James Lee was only 10 years old when his father Cornelius was lost at sea. Commodore of the Seawanhaka Yacht Club on Long Island, 34-year-old Cornelius was an heir to his grandfather’s fortune in New York City. He worked little, traveled extensively, surrounded himself and his family with servants, and spent his days buying and racing pleasure yachts. He joined a friend on a six-month cruise to Jamaica and the West Indies, but they never made it; shortly after their departure, the Great Blizzard of 1888 struck the East Coast, wrecking some 200 ships, and Cornelius and his comrades were never heard from again.

The family — widow Mattie and their three young children — came to Martha’s Vineyard that summer to grieve. Over the next few years, Mattie’s health deteriorated, and she fell into “a nervous and melancholy condition.” She wrote her will, entrusted her children to her brother-in-law in Newport, and departed for a place she had long been infatuated with: Paris, France. She died there the next year, leaving the three children without parents: Laura, 18; James, 17; and Cornelius “Connie” Jr., 13. Under the provisions of the wills of both parents, they would inherit the family fortune when they reached 21 years of age.

At 21, James did what many young men might do upon coming into a huge inheritance: He moved full-time to Martha’s Vineyard and bought an automobile, a motorcycle, and a speedboat. But this was the turn of the 20th century, and his car is believed to be only the second on the island; his speedboat and motorcycle, each the first on the Vineyard.

James moved in with James and Mary Cleaveland in West Tisbury, the 21-year-old describing his occupation as “capitalist” to the town’s 1900 census taker.
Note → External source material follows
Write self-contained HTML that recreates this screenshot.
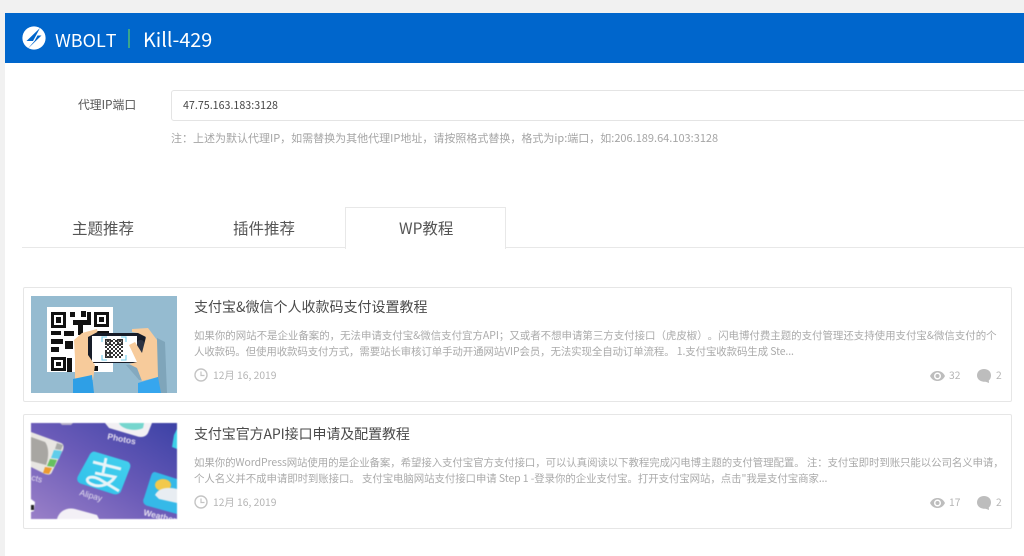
<!DOCTYPE html>
<html><head><meta charset="utf-8">
<style>
html,body{margin:0;padding:0;width:1024px;height:556px;overflow:hidden;background:#f1f1f1}
body{position:relative;font-family:"Noto Sans CJK SC","Liberation Sans",sans-serif;text-spacing-trim:space-all;font-weight:400}
.a{position:absolute;white-space:nowrap}
.card{position:absolute;left:23px;width:987px;height:113px;background:#fff;border:1px solid #e6e6e6;border-radius:2px}
.t{font-size:14px;color:#4a4a4a;line-height:20px}
.d{font-size:10.450px;color:#aaa;line-height:17px}
.m{font-size:10.300px;color:#b4b4b4;line-height:14px}
</style></head><body>
<div class="a" style="left:5px;top:13px;width:1019px;height:543px;background:#fff"></div>
<div class="a" style="left:5px;top:13px;width:1019px;height:50px;background:#0066cc"></div>
<svg class="a" style="left:22px;top:26px" width="24" height="24" viewBox="0 0 24 24"><circle cx="12" cy="12" r="11.600" fill="#fff"/><path d="M18 2L4.500 15H11L14 9.500Z" fill="#0066cc"/><path d="M19.500 9.500H15.500L12.500 15L5.500 23Z" fill="#0066cc"/></svg>
<div class="a" style="left:55px;top:27px;font-size:18px;line-height:26px;color:#fff">WBOLT</div>
<div class="a" style="left:128px;top:29px;width:2px;height:19px;background:#3aa58c"></div>
<div class="a" style="left:143px;top:26px;font-size:19.800px;line-height:26px;color:#fff">Kill-429</div>

<div class="a" style="left:78px;top:96px;font-size:11.800px;line-height:18px;color:#555">代理IP端口</div>
<div class="a" style="left:171px;top:90px;width:860px;height:29px;border:1px solid #e4e4e4;border-radius:3px;background:#fff"></div>
<div class="a" style="left:183px;top:97px;font-size:10.700px;line-height:18px;color:#444">47.75.163.183:3128</div>
<div class="a" style="left:171px;top:129px;font-size:11px;line-height:18px;color:#a5a5a5">注：上述为默认代理IP，如需替换为其他代理IP地址，请按照格式替换，格式为ip:端口，如:206.189.64.103:3128</div>

<div class="a" style="left:22px;top:247px;width:1002px;height:1px;background:#e8e8e8"></div>
<div class="a" style="left:72px;top:217px;font-size:15.500px;line-height:22px;color:#555">主题推荐</div>
<div class="a" style="left:233px;top:217px;font-size:15.500px;line-height:22px;color:#555">插件推荐</div>
<div class="a" style="left:345px;top:207px;width:159px;height:41px;background:#fff;border:1px solid #e8e8e8;border-bottom:0"></div>
<div class="a" style="left:399px;top:217px;font-size:15.500px;line-height:22px;color:#555">WP教程</div>

<div class="card" style="top:287px"></div>
<svg class="a" style="left:31px;top:296px;filter:blur(.35px)" width="146" height="97" viewBox="0 0 146 97">
<defs><pattern id="q" width="4" height="4" patternUnits="userSpaceOnUse"><rect width="4" height="4" fill="#fff"/><rect width="2" height="2" fill="#333"/><rect x="2" y="2" width="2" height="2" fill="#333"/></pattern></defs>
<rect width="146" height="97" fill="#95bbd0"/>
<path d="M126 42L134 46L136 97H126Z" fill="#7fa5ba"/>
<rect x="16" y="11" width="66" height="65" fill="#fff"/>
<g fill="#111">
<path fill-rule="evenodd" d="M20 16h15v16H20zM23 19v10h9V19z"/><rect x="25" y="21" width="5" height="6"/>
<path fill-rule="evenodd" d="M63 16h15v15H63zM66 19v9h9v-9z"/><rect x="68" y="21" width="5" height="5"/>
<path fill-rule="evenodd" d="M20 61h15v14H20zM23 64v8h9v-8z"/><rect x="25" y="66" width="5" height="4"/>
<rect x="39" y="16" width="5" height="5"/><rect x="50" y="15" width="5" height="6"/><rect x="56" y="16" width="4" height="13"/><rect x="42" y="24" width="14" height="5"/><rect x="47" y="29" width="5" height="10"/><rect x="20" y="35" width="10" height="4"/><rect x="33" y="35" width="10" height="5"/><rect x="20" y="43" width="12" height="5"/><rect x="34" y="45" width="8" height="8"/><rect x="20" y="51" width="8" height="5"/><rect x="36" y="62" width="5" height="14"/><rect x="63" y="35" width="15" height="4"/>
<rect x="45" y="68" width="14" height="3"/><rect x="60" y="70" width="7" height="5"/>
</g>
<path d="M95 69L110 68L116 84L108 84Z" fill="#7fa5ba" opacity=".8"/>
<path d="M57 40Q57 37 60 37H108Q115 37 115 44V60Q115 67 108 67H60Q57 67 57 64Z" fill="#171c28"/>
<rect x="61" y="40" width="45" height="26" fill="#fff"/>
<rect x="106" y="44" width="7" height="14" rx="3" fill="#2c3242"/>
<rect x="74" y="43" width="18" height="19" fill="url(#q)"/>
<path fill-rule="evenodd" d="M74 43h6v6h-6zM75.500 44.500v3h3v-3zM86 43h6v6h-6zM87.500 44.500v3h3v-3zM74 56h6v6h-6zM75.500 57.500v3h3v-3z" fill="#333"/>
<path d="M71 46V41H76M90 41H95V46M95 59V64H90M76 64H71V59" stroke="#6fcbe9" stroke-width="1.100" fill="none"/>
<path d="M43 44L51 37L66 33L66.500 36L57 41V59L64 69L62 84H44V62Z" fill="#f7cb9b"/>
<path d="M101 33L117 32L126 44L127 81L111 85L106 72L98 68L106 66L98 49L104 46L111 57L113 49L115 41L107 37L101 36Z" fill="#f7cb9b"/>
<path d="M42 83L61 79L63 97H42Z" fill="#2e9fe6"/>
<path d="M107 87L127 81L130 97H107Z" fill="#36a6ee"/>
</svg>
<div class="a t" style="left:194px;top:297px">支付宝&amp;微信个人收款码支付设置教程</div>
<div class="a d" style="left:194px;top:327px">如果你的网站不是企业备案的，无法申请支付宝&amp;微信支付宜方API；又或者不想申请第三方支付接口（虎皮椒）。闪电博付费主题的支付管理还支持使用支付宝&amp;微信支付的个</div>
<div class="a d" style="left:194px;top:343px;letter-spacing:-.1px">人收款码。但使用收款码支付方式，需要站长审核订单手动开通网站VIP会员，无法实现全自动订单流程。 1.支付宝收款码生成 Ste...</div>
<svg class="a" style="left:194px;top:368px" width="14" height="14" viewBox="0 0 14 14"><circle cx="7" cy="7" r="6" fill="none" stroke="#c4c4c4" stroke-width="1.400"/><path d="M7 3.500V7.500H10.500" fill="none" stroke="#c4c4c4" stroke-width="1.200"/></svg>
<div class="a m" style="left:213px;top:368px">12月 16, 2019</div>
<svg class="a" style="left:930px;top:370px" width="15" height="12" viewBox="0 0 15 12"><path fill="#bdbdbd" fill-rule="evenodd" d="M0 6C2 2 5 1 7.500 1S13 2 15 6C13 10 10 11 7.500 11S2 10 0 6ZM7.500 2.500A3.500 3.500 0 1 0 7.500 9.500A3.500 3.500 0 1 0 7.500 2.500Z"/><circle cx="7.500" cy="6" r="2" fill="#bdbdbd"/></svg>
<div class="a m" style="left:949px;top:368px">32</div>
<svg class="a" style="left:977px;top:369px" width="15" height="15" viewBox="0 0 15 15"><path fill="#bdbdbd" d="M7 0C11 0 14 2.600 14 6.200C14 9 12.800 10.800 11.800 11.400L12 14C10.600 13.400 9.500 13 8.500 12.700C4 13.200 0 10.500 0 6.500C0 2.600 3 0 7 0Z"/></svg>
<div class="a m" style="left:996px;top:368px">2</div>

<div class="card" style="top:414px"></div>
<svg class="a" style="left:31px;top:423px;filter:blur(.6px)" width="146" height="96" viewBox="0 0 146 96">
<defs><linearGradient id="g" x1="1" y1="0" x2="0" y2="1"><stop offset="0" stop-color="#3c42a6"/><stop offset=".5" stop-color="#6a5bb8"/><stop offset="1" stop-color="#9a80c8"/></linearGradient>
<linearGradient id="b" x1="0" y1="1" x2="1" y2="0"><stop offset="0" stop-color="#2fc0ea"/><stop offset="1" stop-color="#45d2ee"/></linearGradient></defs>
<rect width="146" height="96" fill="url(#g)"/>
<path d="M29 0H42L40 2H31Z" fill="#b5b0c8"/>
<path d="M0 9L30 20C33 21 33 24 32 27L21 49C20 52 17 52 14 51L0 44Z" fill="#e8e6e2"/>
<path d="M0 14L14 19C18 24 18 34 15 42L0 38Z" fill="#a8a6a2"/>
<path d="M26 20l6 2-2 5-6-1z" fill="#a9aba8"/><path d="M23 27l8 1-3 8-8-1z" fill="#5fcdea"/><path d="M19 36l7 1-3 7-7-1z" fill="#66c060"/><path d="M14 44l7 1-3 6-6-1z" fill="#ee9a30"/>
<path d="M74 0H121L117 10C115 14 110 15 105 13L78 5Z" fill="#f2f0f3"/>
<path d="M88 0C90 6 104 9 112 5L113 0Z" fill="#75d6ce"/>
<path d="M65 29L95 38C99 39 100 42 99 45L90 68C89 71 85 72 82 71L51 61C47 60 45 57 47 53L58 33C60 29 62 28 65 29Z" fill="url(#b)"/>
<g fill="none" stroke="#e8f4f8" stroke-width="3"><path d="M62 39L90 46"/><path d="M75 35L72 50"/><path d="M64 50L84 54C80 60 70 66 60 61C52 57 58 51 68 56L88 68"/></g>
<path d="M124 49L146 56V91L117 83C113 82 111 79 113 75L120 53C121 50 122 49 124 49Z" fill="#35b9e8"/>
<ellipse cx="132" cy="62" rx="8" ry="6" fill="#f2c94c"/><path d="M124 72C128 64 138 64 146 66V80L128 76Z" fill="#e8edf2"/>
<path d="M26 96C28 88 36 84 44 86L66 92L68 96Z" fill="#f3f0f6"/>
<path d="M146 6V26L141 24L143 12Z" fill="#3cd0e8"/>
<path d="M0 76L4 79L3 88L0 89Z" fill="#fff"/><rect x="0" y="82" width="3" height="5" fill="#222"/>
<text x="48" y="72" font-size="8.500" fill="#e6e0f0" transform="rotate(16 48 72)" font-family="Liberation Sans">Alipay</text>
<text x="76" y="16" font-size="8.500" font-weight="bold" fill="#e6e0f0" transform="rotate(11 76 16)" font-family="Liberation Sans">Photos</text>
<text x="112" y="92" font-size="8.500" font-weight="bold" fill="#e6e0f0" transform="rotate(14 112 92)" font-family="Liberation Sans">Weather</text>
<text x="0" y="57" font-size="8.500" fill="#e6e0f0" transform="rotate(14 0 57)" font-family="Liberation Sans">cts</text>
</svg>
<div class="a t" style="left:194px;top:424px;letter-spacing:-.1px">支付宝官方API接口申请及配置教程</div>
<div class="a d" style="left:194px;top:454px;letter-spacing:-.08px">如果你的WordPress网站使用的是企业备案，希望接入支付宝官方支付接口，可以认真阅读以下教程完成闪电博主题的支付管理配置。 注：支付宝即时到账只能以公司名义申请，</div>
<div class="a d" style="left:194px;top:470px;letter-spacing:-.08px">个人名义并不成申请即时到账接口。 支付宝电脑网站支付接口申请 Step 1 -登录你的企业支付宝。打开支付宝网站，点击"我是支付宝商家...</div>
<svg class="a" style="left:194px;top:495px" width="14" height="14" viewBox="0 0 14 14"><circle cx="7" cy="7" r="6" fill="none" stroke="#c4c4c4" stroke-width="1.400"/><path d="M7 3.500V7.500H10.500" fill="none" stroke="#c4c4c4" stroke-width="1.200"/></svg>
<div class="a m" style="left:213px;top:495px">12月 16, 2019</div>
<svg class="a" style="left:930px;top:497px" width="15" height="12" viewBox="0 0 15 12"><path fill="#bdbdbd" fill-rule="evenodd" d="M0 6C2 2 5 1 7.500 1S13 2 15 6C13 10 10 11 7.500 11S2 10 0 6ZM7.500 2.500A3.500 3.500 0 1 0 7.500 9.500A3.500 3.500 0 1 0 7.500 2.500Z"/><circle cx="7.500" cy="6" r="2" fill="#bdbdbd"/></svg>
<div class="a m" style="left:949px;top:495px">17</div>
<svg class="a" style="left:977px;top:496px" width="15" height="15" viewBox="0 0 15 15"><path fill="#bdbdbd" d="M7 0C11 0 14 2.600 14 6.200C14 9 12.800 10.800 11.800 11.400L12 14C10.600 13.400 9.500 13 8.500 12.700C4 13.200 0 10.500 0 6.500C0 2.600 3 0 7 0Z"/></svg>
<div class="a m" style="left:996px;top:495px">2</div>
</body></html>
His sister Laura joined him a couple of years later, and she became a landscape painter, writer, and interior designer. Their youngest brother Connie eventually became associated with the island as well, founding the Edgartown Golf Club in 1926.

Dionis Coffin Riggs, granddaughter of the Cleavelands, described Lee as “an experimenter, trying all sorts of schemes for social betterment, new techniques in boat-building and in farm equipment.” Riggs told Linsey Lee (no relation) of the Martha’s Vineyard Museum in 1995, “The Lees boarded here with my grandparents first, and then Jim sort of took over the East Room … Jim considered this his home.”
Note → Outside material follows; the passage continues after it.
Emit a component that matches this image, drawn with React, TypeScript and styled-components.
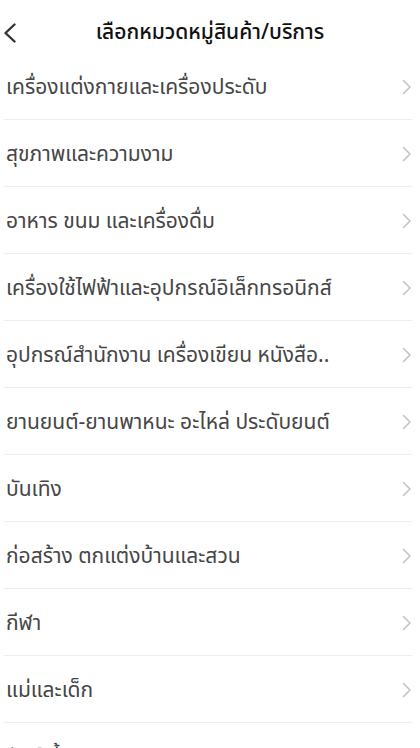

Lee’s automobile arrived about 1903. There is some disagreement as to whether it was the first or second car on the Island owned by a year-round resident, and even as to what kind of car it was. Leonard Athearn was cited in the book “Sanderson’s to Alley’s” as stating that it was a 1902 Rambler, and that his father Horace Athearn drove it up from New York City in a trip that took nearly two weeks. Riggs claimed it was “a handsome French automobile”; she told Linsey Lee, “I was quite young, about 5 or 6, when Jim Lee who boarded with us came back from France with a car. And it was right-hand drive. And you had to crank it.”

Lee’s speedboat was a 15-foot “gliding boat,” fitted with a Franklin air-cooled motor, built by James Look of West Tisbury in about 1907. It was said to be the first speedboat on the island. (The previous year, Look had built a 23-foot swordfishing boat for Benjamin Attiquin, and a 22-foot launch for Rodolphus Manning, both of Gay Head.)
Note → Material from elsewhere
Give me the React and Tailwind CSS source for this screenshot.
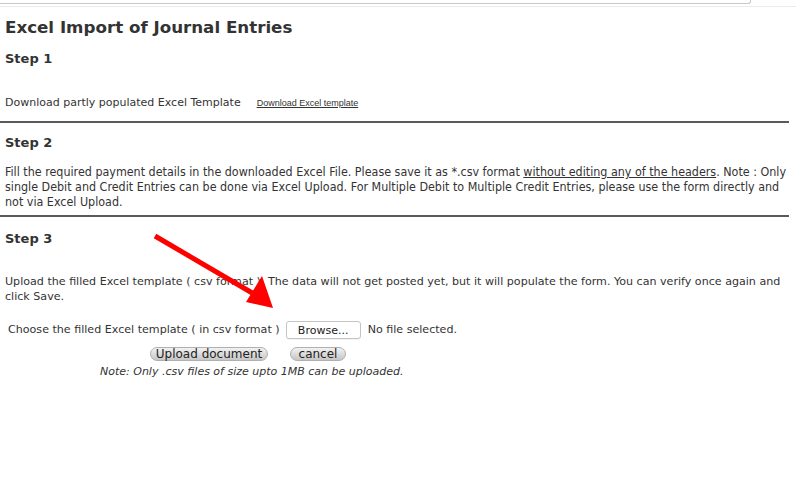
import React from 'react';

const App = () => {
  return (
    <div className="relative w-[796px] h-[497px] bg-white text-[#333] overflow-hidden font-['DejaVu_Sans',Verdana,sans-serif]">
      <div className="h-[4px] w-[751px] border-b border-r border-[#c8c8c8] rounded-br-[3px]" />
      <div className="h-[3px] border-b border-[#ebebeb]" />

      <div className="px-[5px]">
        <h1 className="mt-[9px] text-[16.7px] leading-[22px] font-bold">Excel Import of Journal Entries</h1>

        <h2 className="mt-[13px] text-[13px] leading-[16px] font-bold">Step 1</h2>
        <div className="mt-[28px] flex items-center text-[11px] leading-[16px]">
          <span>Download partly populated Excel Template</span>
          <a href="#" className="ml-[16px] text-[9px] underline font-['Liberation_Sans',sans-serif] text-[#333]">
            Download Excel template
          </a>
        </div>
      </div>

      <div className="mt-[10px] mr-[7px] h-[2px] bg-[#5a5a5a]" />

      <div className="px-[5px]">
        <h2 className="mt-[12px] text-[13px] leading-[16px] font-bold">Step 2</h2>
        <p className="mt-[13px] text-[12.4px] leading-[15px] font-['DejaVu_Sans_Condensed','DejaVu_Sans',sans-serif]">
          Fill the required payment details in the downloaded Excel File. Please save it as *.csv format{' '}
          <span className="underline">without editing any of the headers</span>. Note : Only single Debit and Credit Entries can be done via Excel Upload. For Multiple Debit to Multiple Credit Entries, please use the form directly and not via Excel Upload.
        </p>
      </div>

      <div className="mt-[6px] mr-[7px] h-[2px] bg-[#5a5a5a]" />

      <div className="px-[5px]">
        <h2 className="mt-[14px] text-[13px] leading-[16px] font-bold">Step 3</h2>
        <p className="mt-[27px] pr-[8px] text-[11.1px] leading-[15px]">
          Upload the filled Excel template ( csv format ). The data will not get posted yet, but it will populate the form. You can verify once again and click Save.
        </p>

        <div className="mt-[17px] pl-[3px] flex items-center text-[11.1px] leading-[18px]">
          <span>Choose the filled Excel template ( in csv format )</span>
          <button className="ml-[6px] h-[18px] w-[75px] rounded-[3px] border border-[#c4c4c4] bg-white text-[11px] text-[#222] shadow-[0_1px_0_rgba(0,0,0,0.05)]">
            Browse...
          </button>
          <span className="ml-[7px]">No file selected.</span>
        </div>

        <div className="mt-[8px] pl-[145px] flex items-center gap-[22px] text-[12px]">
          <button className="h-[14px] w-[118px] rounded-[7px] border border-[#b0b0b0] bg-gradient-to-b from-[#f2f2f2] to-[#c6c6c6] leading-[12px] text-[#222]">
            Upload document
          </button>
          <button className="h-[14px] w-[56px] rounded-[7px] border border-[#b0b0b0] bg-gradient-to-b from-[#f2f2f2] to-[#c6c6c6] leading-[12px] text-[#222]">
            cancel
          </button>
        </div>

        <p className="mt-[4px] pl-[95px] text-[11px] leading-[14px] italic">
          Note: Only .csv files of size upto 1MB can be uploaded.
        </p>
      </div>

      <svg className="absolute left-0 top-0 pointer-events-none" width="796" height="497">
        <line x1="155" y1="236" x2="254" y2="294" stroke="#ff0000" strokeWidth="5" />
        <polygon points="273,308 246,302 262,276" fill="#ff0000" />
      </svg>
    </div>
  );
};

export default App;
Lee also brought home the island’s first motorcycle, and later suffered a debilitating motorcycle accident in New Zealand.

Joseph Chase Allen once described James Lee as “a man whose income permitted him to enjoy life as he saw fit.” But his inheritance eventually began to dwindle. Elmer “Mike” Athearn told Linsey Lee in 2001, James “was kind of a ne’er-do-well and spent his money foolishly; he had quite a lot of money, I guess, at one time. Between bouts of running and many things, the money didn’t last very long, I guess.”

Lee began to dabble in business, describing himself as a West Tisbury “fruit grower” in 1920, and opening a gas range shop in Vineyard Haven, selling bottled gas stoves and water heaters during the late 1920s. He eventually retired to Florida, where he died in 1958 at the age of 80.